A middle-aged doctor dies, leaving behind his wife and children. He awakes to find himself in purgatory. Though he’s not a bad person, apparently certain forms of debauchery are synonymous with suicide. After serving penance by roaming this hellish landscape for some undefined amount of time, Dr. André Luiz is rescued by people wearing white sheets and granted entrance to a futuristic city referred to only as “Our Home”.
Our Home is more like a way station than it is Shangri-La. If you’ve ever seen the 1991 romantic comedy Defending Your Life starring Albert Brooks and Meryl Streep, the purpose and layout of the cities in both films is similar–each is a holding area where people’s souls either wait to be reincarnated or move on to a higher plane of existence.
This is Brazil’s biggest budget film in history, 20 million Brazillian reals (12.4 million US dollars). For frame of reference, that’s roughly how much it cost to make Terry Gilliam’s 1981 film Time Bandits. The reason for making a comparison is to point out that 20 million probably doesn’t buy you a lot in terms of special effects these days. Despite all of their good intentions and hard work, much of this movie looked 20 years behind what I suspect American audiences have come to expect from space and fantasy films.
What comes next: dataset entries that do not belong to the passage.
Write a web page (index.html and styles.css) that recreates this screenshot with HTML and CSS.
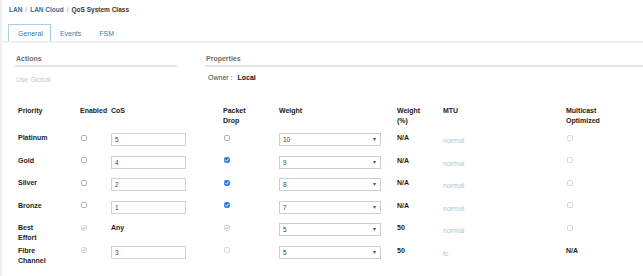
FILE: index.html
```html
<!DOCTYPE html>
<html lang="en">
<head>
    <meta charset="UTF-8">
    <meta name="viewport" content="width=device-width, initial-scale=1.0">
    <title>QoS System Class</title>
    <link rel="stylesheet" href="styles.css">
</head>
<body>
    <main class="page">
        <nav class="crumbs">
            <a href="#">LAN</a><span class="sep">/</span><a href="#">LAN Cloud</a><span class="sep">/</span><span class="current">QoS System Class</span>
        </nav>

        <div class="tabs">
            <a class="tab active" href="#">General</a>
            <a class="tab" href="#">Events</a>
            <a class="tab" href="#">FSM</a>
        </div>

        <div class="panels">
            <section class="panel actions">
                <h3>Actions</h3>
                <p class="muted">Use Global</p>
            </section>
            <section class="panel props">
                <h3>Properties</h3>
                <p class="owner">Owner : <strong>Local</strong></p>
            </section>
        </div>

        <table class="qos">
            <colgroup>
                <col class="c-prio"><col class="c-en"><col class="c-cos"><col class="c-drop">
                <col class="c-weight"><col class="c-pct"><col class="c-mtu"><col class="c-multi">
            </colgroup>
            <thead>
                <tr>
                    <th>Priority</th>
                    <th>Enabled</th>
                    <th>CoS</th>
                    <th>Packet<br>Drop</th>
                    <th>Weight</th>
                    <th>Weight<br>(%)</th>
                    <th>MTU</th>
                    <th>Multicast<br>Optimized</th>
                </tr>
            </thead>
            <tbody>
                <tr>
                    <td class="name">Platinum</td>
                    <td><svg class="cb" viewBox="0 0 6 6"><rect x="0.5" y="0.5" width="5" height="5" rx="1.2"/></svg></td>
                    <td><div class="field">5</div></td>
                    <td><svg class="cb" viewBox="0 0 6 6"><rect x="0.5" y="0.5" width="5" height="5" rx="1.2"/></svg></td>
                    <td><div class="field select">10<span class="caret">▾</span></div></td>
                    <td class="bold">N/A</td>
                    <td class="mtu">normal</td>
                    <td><svg class="cb dis" viewBox="0 0 6 6"><rect x="0.5" y="0.5" width="5" height="5" rx="1.2"/></svg></td>
                </tr>
                <tr>
                    <td class="name">Gold</td>
                    <td><svg class="cb" viewBox="0 0 6 6"><rect x="0.5" y="0.5" width="5" height="5" rx="1.2"/></svg></td>
                    <td><div class="field">4</div></td>
                    <td><svg class="cb on" viewBox="0 0 6 6"><rect x="0.5" y="0.5" width="5" height="5" rx="1.2"/><path d="M1.5 3.1l1.1 1.1 1.9-2.3"/></svg></td>
                    <td><div class="field select">9<span class="caret">▾</span></div></td>
                    <td class="bold">N/A</td>
                    <td class="mtu">normal</td>
                    <td><svg class="cb dis" viewBox="0 0 6 6"><rect x="0.5" y="0.5" width="5" height="5" rx="1.2"/></svg></td>
                </tr>
                <tr>
                    <td class="name">Silver</td>
                    <td><svg class="cb" viewBox="0 0 6 6"><rect x="0.5" y="0.5" width="5" height="5" rx="1.2"/></svg></td>
                    <td><div class="field">2</div></td>
                    <td><svg class="cb on" viewBox="0 0 6 6"><rect x="0.5" y="0.5" width="5" height="5" rx="1.2"/><path d="M1.5 3.1l1.1 1.1 1.9-2.3"/></svg></td>
                    <td><div class="field select">8<span class="caret">▾</span></div></td>
                    <td class="bold">N/A</td>
                    <td class="mtu">normal</td>
                    <td><svg class="cb dis" viewBox="0 0 6 6"><rect x="0.5" y="0.5" width="5" height="5" rx="1.2"/></svg></td>
                </tr>
                <tr>
                    <td class="name">Bronze</td>
                    <td><svg class="cb" viewBox="0 0 6 6"><rect x="0.5" y="0.5" width="5" height="5" rx="1.2"/></svg></td>
                    <td><div class="field">1</div></td>
                    <td><svg class="cb on" viewBox="0 0 6 6"><rect x="0.5" y="0.5" width="5" height="5" rx="1.2"/><path d="M1.5 3.1l1.1 1.1 1.9-2.3"/></svg></td>
                    <td><div class="field select">7<span class="caret">▾</span></div></td>
                    <td class="bold">N/A</td>
                    <td class="mtu">normal</td>
                    <td><svg class="cb dis" viewBox="0 0 6 6"><rect x="0.5" y="0.5" width="5" height="5" rx="1.2"/></svg></td>
                </tr>
                <tr>
                    <td class="name">Best<br>Effort</td>
                    <td><svg class="cb dis ticked" viewBox="0 0 6 6"><rect x="0.5" y="0.5" width="5" height="5" rx="1.2"/><path d="M1.5 3.1l1.1 1.1 1.9-2.3"/></svg></td>
                    <td class="bold">Any</td>
                    <td><svg class="cb dis ticked" viewBox="0 0 6 6"><rect x="0.5" y="0.5" width="5" height="5" rx="1.2"/><path d="M1.5 3.1l1.1 1.1 1.9-2.3"/></svg></td>
                    <td><div class="field select">5<span class="caret">▾</span></div></td>
                    <td class="bold">50</td>
                    <td class="mtu">normal</td>
                    <td><svg class="cb dis" viewBox="0 0 6 6"><rect x="0.5" y="0.5" width="5" height="5" rx="1.2"/></svg></td>
                </tr>
                <tr>
                    <td class="name">Fibre<br>Channel</td>
                    <td><svg class="cb dis ticked" viewBox="0 0 6 6"><rect x="0.5" y="0.5" width="5" height="5" rx="1.2"/><path d="M1.5 3.1l1.1 1.1 1.9-2.3"/></svg></td>
                    <td><div class="field">3</div></td>
                    <td><svg class="cb dis" viewBox="0 0 6 6"><rect x="0.5" y="0.5" width="5" height="5" rx="1.2"/></svg></td>
                    <td><div class="field select">5<span class="caret">▾</span></div></td>
                    <td class="bold">50</td>
                    <td class="mtu">fc</td>
                    <td class="bold">N/A</td>
                </tr>
            </tbody>
        </table>
    </main>
</body>
</html>
```

FILE: styles.css
```css
/* Base */
* {
    margin: 0;
    padding: 0;
    box-sizing: border-box;
}

body {
    background: #ffffff;
    box-shadow: inset 2px 0 0 #efefef;
    min-height: 100vh;
}

.page {
    font-family: 'Liberation Sans', Arial, sans-serif;
    font-size: 7px;
    color: #222222;
}

a {
    text-decoration: none;
}

/* Breadcrumb */
.crumbs {
    padding: 5px 9px 0;
    height: 14px;
    line-height: 9px;
    font-size: 6.5px;
    font-weight: bold;
}

.crumbs a {
    color: #2f6f96;
}

.crumbs .sep {
    color: #8a8a8a;
    font-weight: normal;
    margin: 0 3px;
}

.crumbs .current {
    color: #333333;
}

/* Tabs */
.tabs {
    display: flex;
    margin-top: 10px;
    padding-left: 8px;
    height: 19px;
    border-bottom: 2px solid #eeeeee;
}

.tab {
    line-height: 17px;
    padding: 0 8px;
    color: #3a7fa8;
    border: 1px solid transparent;
    border-bottom: none;
}

.tab.active {
    padding: 0 7px 0 9px;
    border-color: #aacfe5;
    background: #ffffff;
}

/* Panels */
.panels {
    display: flex;
    gap: 28px;
    margin-top: 11px;
    padding-left: 15px;
}

.panel h3 {
    font-size: 7px;
    line-height: 9px;
    font-weight: bold;
    color: #6f6f6f;
    padding: 0 0 2px 1px;
    border-bottom: 2px solid #e4e4e4;
}

.actions {
    width: 162px;
}

.props {
    flex: 1;
}

.muted {
    margin-top: 8px;
    line-height: 9px;
    padding-left: 1px;
    color: #c9c9c9;
}

.owner {
    margin-top: 6px;
    line-height: 9px;
    padding-left: 3px;
    color: #444444;
}

.owner strong {
    color: #111111;
    margin-left: 3px;
}

/* QoS table */
.qos {
    margin: 20px 0 0 18px;
    border-collapse: collapse;
    table-layout: fixed;
    width: 618px;
}

.c-prio { width: 62px; }
.c-en { width: 31px; }
.c-cos { width: 112px; }
.c-drop { width: 56px; }
.c-weight { width: 118px; }
.c-pct { width: 46px; }
.c-mtu { width: 123px; }
.c-multi { width: 70px; }

.qos th {
    height: 29px;
    text-align: left;
    vertical-align: top;
    line-height: 10px;
    font-weight: bold;
    color: #222222;
    padding: 1.5px 0 0;
}

.qos td {
    height: 22.5px;
    vertical-align: top;
    line-height: 10px;
    padding: 0;
}

.qos .name,
.qos .bold {
    font-weight: bold;
    color: #1e1e1e;
}

.qos .mtu {
    padding-top: 3px;
    color: #c2c2c2;
}

/* Checkboxes */
.cb {
    display: block;
    width: 6px;
    height: 6px;
    margin: 1.5px 0 0 1px;
}

.cb rect {
    fill: #ffffff;
    stroke: #9a9a9a;
    stroke-width: 0.8;
}

.cb path {
    fill: none;
    stroke: #ffffff;
    stroke-width: 0.9;
    stroke-linecap: round;
    stroke-linejoin: round;
}

.cb.on rect {
    fill: #2d7be4;
    stroke: #2d7be4;
}

.cb.dis rect {
    stroke: #cfcfcf;
}

.cb.ticked path {
    stroke: #a8a8a8;
}

/* Inputs */
.field {
    width: 75px;
    height: 13px;
    border: 1px solid #d2d2d2;
    padding-left: 3px;
    line-height: 11px;
    font-size: 6.5px;
    color: #444444;
}

.field.select {
    width: 102px;
    display: flex;
    justify-content: space-between;
    padding-right: 4px;
    border-color: #cfcfcf;
}

.caret {
    font-size: 6px;
    color: #555555;
}
```
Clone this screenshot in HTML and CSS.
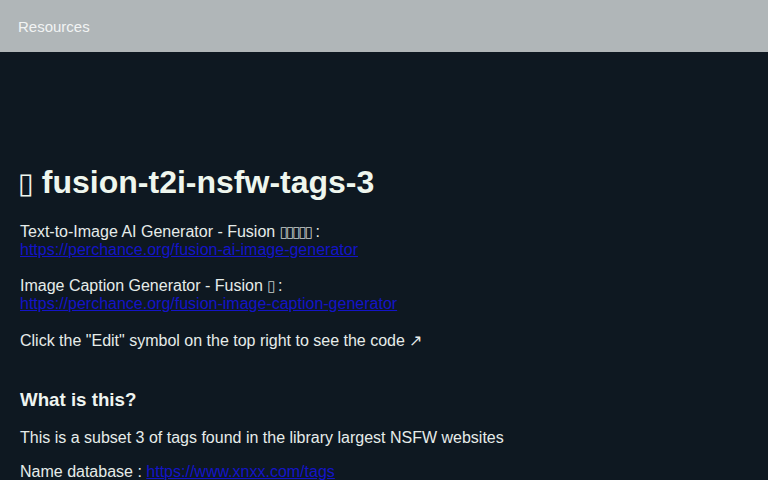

There are some interesting twists to writer Wagner de Assis’s retelling of life after death though. (1) Housing seems scarce, so inhabitants of Our Home must “rent” rooms in shared residences. (2) Family bonds transcend corporeal existence, so you get to keep the same parents and children if you’re reincarnated (woo-hoo!). And by far the strangest matter-of-fact, (3) some of mankind’s greatest achievements in technology (e.g. computers, paddle boats, Viagra) were invented in Our Home and carried back to earth by reborn souls.